• _To be done_
Copy out all of the data exactly as it appears.

• _Given information_
§ §

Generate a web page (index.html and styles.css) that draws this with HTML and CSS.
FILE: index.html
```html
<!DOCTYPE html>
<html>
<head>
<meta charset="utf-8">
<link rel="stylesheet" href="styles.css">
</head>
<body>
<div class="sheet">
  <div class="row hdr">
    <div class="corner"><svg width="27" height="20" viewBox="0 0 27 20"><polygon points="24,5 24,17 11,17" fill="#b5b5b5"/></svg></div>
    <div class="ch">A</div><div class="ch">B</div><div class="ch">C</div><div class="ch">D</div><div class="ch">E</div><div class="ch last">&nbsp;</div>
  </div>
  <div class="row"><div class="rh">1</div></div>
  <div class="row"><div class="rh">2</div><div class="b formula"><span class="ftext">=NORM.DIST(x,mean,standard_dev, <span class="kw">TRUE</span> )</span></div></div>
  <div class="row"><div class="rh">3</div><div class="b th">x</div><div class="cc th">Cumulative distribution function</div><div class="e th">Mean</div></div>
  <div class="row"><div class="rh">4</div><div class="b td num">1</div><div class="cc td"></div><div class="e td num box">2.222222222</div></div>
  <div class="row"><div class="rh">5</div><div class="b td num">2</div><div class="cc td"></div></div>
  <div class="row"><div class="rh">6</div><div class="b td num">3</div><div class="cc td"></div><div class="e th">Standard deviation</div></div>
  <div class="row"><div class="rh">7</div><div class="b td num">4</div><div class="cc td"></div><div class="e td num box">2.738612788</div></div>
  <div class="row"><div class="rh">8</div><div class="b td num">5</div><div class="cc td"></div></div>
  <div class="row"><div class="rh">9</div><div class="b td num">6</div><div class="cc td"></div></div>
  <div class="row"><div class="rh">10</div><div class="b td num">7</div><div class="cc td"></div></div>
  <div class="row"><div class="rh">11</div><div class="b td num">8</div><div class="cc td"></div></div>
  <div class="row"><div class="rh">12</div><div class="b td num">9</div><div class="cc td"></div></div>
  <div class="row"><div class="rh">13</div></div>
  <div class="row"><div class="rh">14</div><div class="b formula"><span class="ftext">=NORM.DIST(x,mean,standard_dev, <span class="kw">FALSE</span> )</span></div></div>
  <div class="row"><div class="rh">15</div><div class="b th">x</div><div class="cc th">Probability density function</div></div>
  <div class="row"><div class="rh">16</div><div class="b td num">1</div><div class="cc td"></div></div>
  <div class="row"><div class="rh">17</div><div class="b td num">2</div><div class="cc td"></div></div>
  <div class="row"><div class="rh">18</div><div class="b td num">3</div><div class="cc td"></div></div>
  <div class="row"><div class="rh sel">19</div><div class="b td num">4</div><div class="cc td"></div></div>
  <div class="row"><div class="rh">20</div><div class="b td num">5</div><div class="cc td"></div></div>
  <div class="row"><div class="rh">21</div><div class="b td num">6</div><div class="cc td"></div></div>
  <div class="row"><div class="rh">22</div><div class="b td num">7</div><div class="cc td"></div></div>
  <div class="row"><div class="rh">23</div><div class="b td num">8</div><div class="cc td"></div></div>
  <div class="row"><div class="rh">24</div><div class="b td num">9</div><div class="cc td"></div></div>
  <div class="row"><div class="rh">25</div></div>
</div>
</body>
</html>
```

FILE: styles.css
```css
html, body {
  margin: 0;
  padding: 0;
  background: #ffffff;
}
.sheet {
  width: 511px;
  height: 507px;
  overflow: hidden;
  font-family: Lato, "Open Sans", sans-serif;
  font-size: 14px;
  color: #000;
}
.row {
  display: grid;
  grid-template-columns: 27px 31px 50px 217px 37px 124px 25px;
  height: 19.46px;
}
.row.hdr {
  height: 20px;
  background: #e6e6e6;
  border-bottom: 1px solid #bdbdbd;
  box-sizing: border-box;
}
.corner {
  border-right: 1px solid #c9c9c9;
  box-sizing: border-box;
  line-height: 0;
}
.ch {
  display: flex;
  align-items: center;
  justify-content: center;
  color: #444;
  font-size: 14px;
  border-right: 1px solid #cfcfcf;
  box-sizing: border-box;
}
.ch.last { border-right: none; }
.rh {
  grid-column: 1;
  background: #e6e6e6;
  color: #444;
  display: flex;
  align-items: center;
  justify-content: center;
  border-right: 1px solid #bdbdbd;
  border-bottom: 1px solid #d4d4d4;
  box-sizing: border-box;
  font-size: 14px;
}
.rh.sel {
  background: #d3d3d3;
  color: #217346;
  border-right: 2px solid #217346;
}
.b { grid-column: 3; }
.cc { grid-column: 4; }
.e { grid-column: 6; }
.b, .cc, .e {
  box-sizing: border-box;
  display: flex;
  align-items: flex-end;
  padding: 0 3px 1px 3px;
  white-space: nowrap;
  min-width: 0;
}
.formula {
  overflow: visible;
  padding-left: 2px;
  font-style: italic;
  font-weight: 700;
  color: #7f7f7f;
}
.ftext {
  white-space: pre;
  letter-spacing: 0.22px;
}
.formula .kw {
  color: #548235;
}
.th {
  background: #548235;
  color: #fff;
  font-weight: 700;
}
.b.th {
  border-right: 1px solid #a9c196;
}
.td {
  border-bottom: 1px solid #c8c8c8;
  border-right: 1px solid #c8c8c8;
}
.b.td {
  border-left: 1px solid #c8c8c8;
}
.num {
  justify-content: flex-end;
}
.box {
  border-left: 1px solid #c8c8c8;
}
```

§ §

• _Solution to this problem_
Generate a web page (index.html and styles.css) that draws this with HTML and CSS.
FILE: index.html
```html
<!DOCTYPE html>
<html>
<head>
<meta charset="utf-8">
<link rel="stylesheet" href="styles.css">
</head>
<body>
<div class="sheet">
  <div class="row hdr">
    <div class="corner"><svg width="27" height="20" viewBox="0 0 27 20"><polygon points="24,5 24,17 11,17" fill="#b5b5b5"/></svg></div>
    <div class="ch">A</div><div class="ch">B</div><div class="ch">C</div><div class="ch">D</div><div class="ch">E</div><div class="ch last">&nbsp;</div>
  </div>
  <div class="row"><div class="rh">1</div></div>
  <div class="row"><div class="rh">2</div><div class="b formula"><span class="ftext">=NORM.DIST(x,mean,standard_dev, <span class="kw">TRUE</span> )</span></div></div>
  <div class="row"><div class="rh">3</div><div class="b th">x</div><div class="cc th">Cumulative distribution function</div><div class="e th">Mean</div></div>
  <div class="row"><div class="rh">4</div><div class="b td num">1</div><div class="cc td"></div><div class="e td num box">2.222222222</div></div>
  <div class="row"><div class="rh">5</div><div class="b td num">2</div><div class="cc td"></div></div>
  <div class="row"><div class="rh">6</div><div class="b td num">3</div><div class="cc td"></div><div class="e th">Standard deviation</div></div>
  <div class="row"><div class="rh">7</div><div class="b td num">4</div><div class="cc td"></div><div class="e td num box">2.738612788</div></div>
  <div class="row"><div class="rh">8</div><div class="b td num">5</div><div class="cc td"></div></div>
  <div class="row"><div class="rh">9</div><div class="b td num">6</div><div class="cc td"></div></div>
  <div class="row"><div class="rh">10</div><div class="b td num">7</div><div class="cc td"></div></div>
  <div class="row"><div class="rh">11</div><div class="b td num">8</div><div class="cc td"></div></div>
  <div class="row"><div class="rh">12</div><div class="b td num">9</div><div class="cc td"></div></div>
  <div class="row"><div class="rh">13</div></div>
  <div class="row"><div class="rh">14</div><div class="b formula"><span class="ftext">=NORM.DIST(x,mean,standard_dev, <span class="kw">FALSE</span> )</span></div></div>
  <div class="row"><div class="rh">15</div><div class="b th">x</div><div class="cc th">Probability density function</div></div>
  <div class="row"><div class="rh">16</div><div class="b td num">1</div><div class="cc td"></div></div>
  <div class="row"><div class="rh">17</div><div class="b td num">2</div><div class="cc td"></div></div>
  <div class="row"><div class="rh">18</div><div class="b td num">3</div><div class="cc td"></div></div>
  <div class="row"><div class="rh sel">19</div><div class="b td num">4</div><div class="cc td"></div></div>
  <div class="row"><div class="rh">20</div><div class="b td num">5</div><div class="cc td"></div></div>
  <div class="row"><div class="rh">21</div><div class="b td num">6</div><div class="cc td"></div></div>
  <div class="row"><div class="rh">22</div><div class="b td num">7</div><div class="cc td"></div></div>
  <div class="row"><div class="rh">23</div><div class="b td num">8</div><div class="cc td"></div></div>
  <div class="row"><div class="rh">24</div><div class="b td num">9</div><div class="cc td"></div></div>
  <div class="row"><div class="rh">25</div></div>
</div>
</body>
</html>
```

FILE: styles.css
```css
html, body {
  margin: 0;
  padding: 0;
  background: #ffffff;
}
.sheet {
  width: 511px;
  height: 507px;
  overflow: hidden;
  font-family: Lato, "Open Sans", sans-serif;
  font-size: 14px;
  color: #000;
}
.row {
  display: grid;
  grid-template-columns: 27px 31px 50px 217px 37px 124px 25px;
  height: 19.46px;
}
.row.hdr {
  height: 20px;
  background: #e6e6e6;
  border-bottom: 1px solid #bdbdbd;
  box-sizing: border-box;
}
.corner {
  border-right: 1px solid #c9c9c9;
  box-sizing: border-box;
  line-height: 0;
}
.ch {
  display: flex;
  align-items: center;
  justify-content: center;
  color: #444;
  font-size: 14px;
  border-right: 1px solid #cfcfcf;
  box-sizing: border-box;
}
.ch.last { border-right: none; }
.rh {
  grid-column: 1;
  background: #e6e6e6;
  color: #444;
  display: flex;
  align-items: center;
  justify-content: center;
  border-right: 1px solid #bdbdbd;
  border-bottom: 1px solid #d4d4d4;
  box-sizing: border-box;
  font-size: 14px;
}
.rh.sel {
  background: #d3d3d3;
  color: #217346;
  border-right: 2px solid #217346;
}
.b { grid-column: 3; }
.cc { grid-column: 4; }
.e { grid-column: 6; }
.b, .cc, .e {
  box-sizing: border-box;
  display: flex;
  align-items: flex-end;
  padding: 0 3px 1px 3px;
  white-space: nowrap;
  min-width: 0;
}
.formula {
  overflow: visible;
  padding-left: 2px;
  font-style: italic;
  font-weight: 700;
  color: #7f7f7f;
}
.ftext {
  white-space: pre;
  letter-spacing: 0.22px;
}
.formula .kw {
  color: #548235;
}
.th {
  background: #548235;
  color: #fff;
  font-weight: 700;
}
.b.th {
  border-right: 1px solid #a9c196;
}
.td {
  border-bottom: 1px solid #c8c8c8;
  border-right: 1px solid #c8c8c8;
}
.b.td {
  border-left: 1px solid #c8c8c8;
}
.num {
  justify-content: flex-end;
}
.box {
  border-left: 1px solid #c8c8c8;
}
```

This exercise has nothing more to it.